[STATED GOAL]:
Omit the pictures, then write out every entry exactly as it reads.
::::::::
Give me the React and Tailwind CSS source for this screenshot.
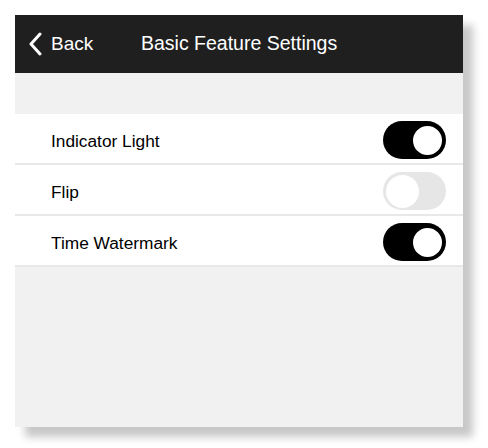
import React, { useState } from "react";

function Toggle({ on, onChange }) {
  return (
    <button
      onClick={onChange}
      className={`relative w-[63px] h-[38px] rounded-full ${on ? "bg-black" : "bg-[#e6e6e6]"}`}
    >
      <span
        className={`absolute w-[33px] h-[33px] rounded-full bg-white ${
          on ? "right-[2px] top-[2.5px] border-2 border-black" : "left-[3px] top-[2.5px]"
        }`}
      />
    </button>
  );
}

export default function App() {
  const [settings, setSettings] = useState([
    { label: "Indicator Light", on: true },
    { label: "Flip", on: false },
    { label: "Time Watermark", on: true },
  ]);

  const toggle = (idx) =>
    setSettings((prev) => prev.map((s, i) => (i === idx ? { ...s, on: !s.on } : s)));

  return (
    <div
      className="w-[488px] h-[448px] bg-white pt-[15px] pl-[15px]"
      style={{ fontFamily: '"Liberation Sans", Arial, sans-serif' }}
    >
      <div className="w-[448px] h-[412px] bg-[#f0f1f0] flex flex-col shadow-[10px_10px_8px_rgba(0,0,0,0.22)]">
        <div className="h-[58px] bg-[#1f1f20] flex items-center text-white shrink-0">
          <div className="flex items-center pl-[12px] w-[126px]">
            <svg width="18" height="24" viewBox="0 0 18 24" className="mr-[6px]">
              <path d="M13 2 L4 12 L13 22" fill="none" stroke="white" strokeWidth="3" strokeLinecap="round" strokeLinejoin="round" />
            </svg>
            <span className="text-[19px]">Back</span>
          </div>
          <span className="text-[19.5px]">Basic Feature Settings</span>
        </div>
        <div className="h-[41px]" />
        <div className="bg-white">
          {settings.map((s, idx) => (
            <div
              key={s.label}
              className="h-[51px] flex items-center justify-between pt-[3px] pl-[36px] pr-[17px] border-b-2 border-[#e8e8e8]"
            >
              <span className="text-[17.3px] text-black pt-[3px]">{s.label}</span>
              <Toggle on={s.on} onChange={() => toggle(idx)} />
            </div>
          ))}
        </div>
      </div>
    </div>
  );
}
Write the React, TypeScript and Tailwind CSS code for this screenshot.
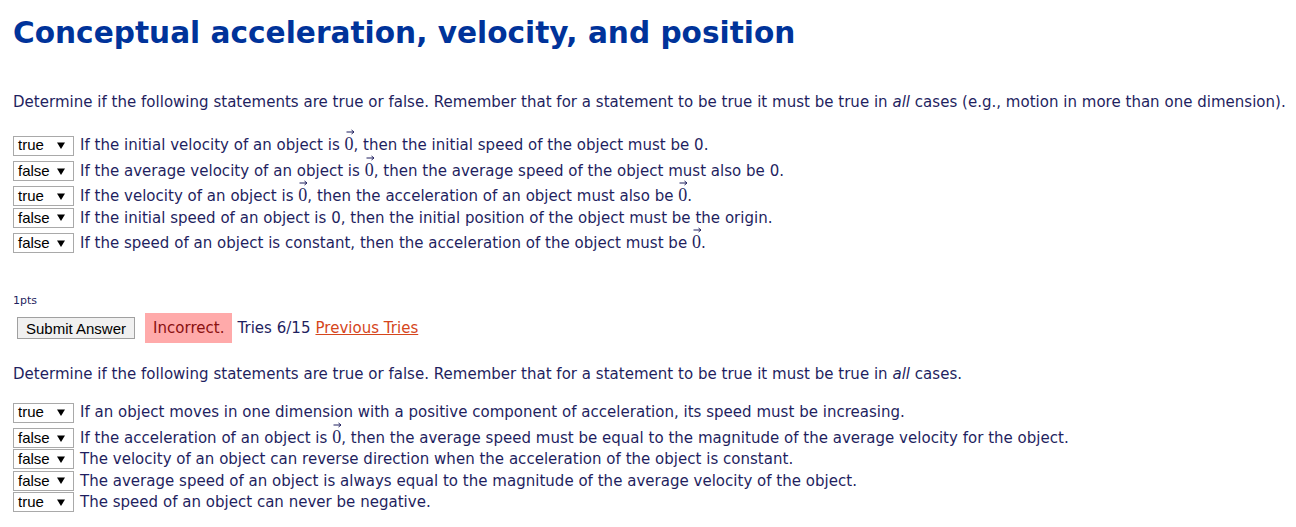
::::::::
[RESPONSE TO THE TASK]:
Give me the React and Tailwind CSS source for this screenshot.
import React, { useState } from "react";

function Toggle({ on, onChange }) {
  return (
    <button
      onClick={onChange}
      className={`relative w-[63px] h-[38px] rounded-full ${on ? "bg-black" : "bg-[#e6e6e6]"}`}
    >
      <span
        className={`absolute w-[33px] h-[33px] rounded-full bg-white ${
          on ? "right-[2px] top-[2.5px] border-2 border-black" : "left-[3px] top-[2.5px]"
        }`}
      />
    </button>
  );
}

export default function App() {
  const [settings, setSettings] = useState([
    { label: "Indicator Light", on: true },
    { label: "Flip", on: false },
    { label: "Time Watermark", on: true },
  ]);

  const toggle = (idx) =>
    setSettings((prev) => prev.map((s, i) => (i === idx ? { ...s, on: !s.on } : s)));

  return (
    <div
      className="w-[488px] h-[448px] bg-white pt-[15px] pl-[15px]"
      style={{ fontFamily: '"Liberation Sans", Arial, sans-serif' }}
    >
      <div className="w-[448px] h-[412px] bg-[#f0f1f0] flex flex-col shadow-[10px_10px_8px_rgba(0,0,0,0.22)]">
        <div className="h-[58px] bg-[#1f1f20] flex items-center text-white shrink-0">
          <div className="flex items-center pl-[12px] w-[126px]">
            <svg width="18" height="24" viewBox="0 0 18 24" className="mr-[6px]">
              <path d="M13 2 L4 12 L13 22" fill="none" stroke="white" strokeWidth="3" strokeLinecap="round" strokeLinejoin="round" />
            </svg>
            <span className="text-[19px]">Back</span>
          </div>
          <span className="text-[19.5px]">Basic Feature Settings</span>
        </div>
        <div className="h-[41px]" />
        <div className="bg-white">
          {settings.map((s, idx) => (
            <div
              key={s.label}
              className="h-[51px] flex items-center justify-between pt-[3px] pl-[36px] pr-[17px] border-b-2 border-[#e8e8e8]"
            >
              <span className="text-[17.3px] text-black pt-[3px]">{s.label}</span>
              <Toggle on={s.on} onChange={() => toggle(idx)} />
            </div>
          ))}
        </div>
      </div>
    </div>
  );
}
Write the React, TypeScript and Tailwind CSS code for this screenshot.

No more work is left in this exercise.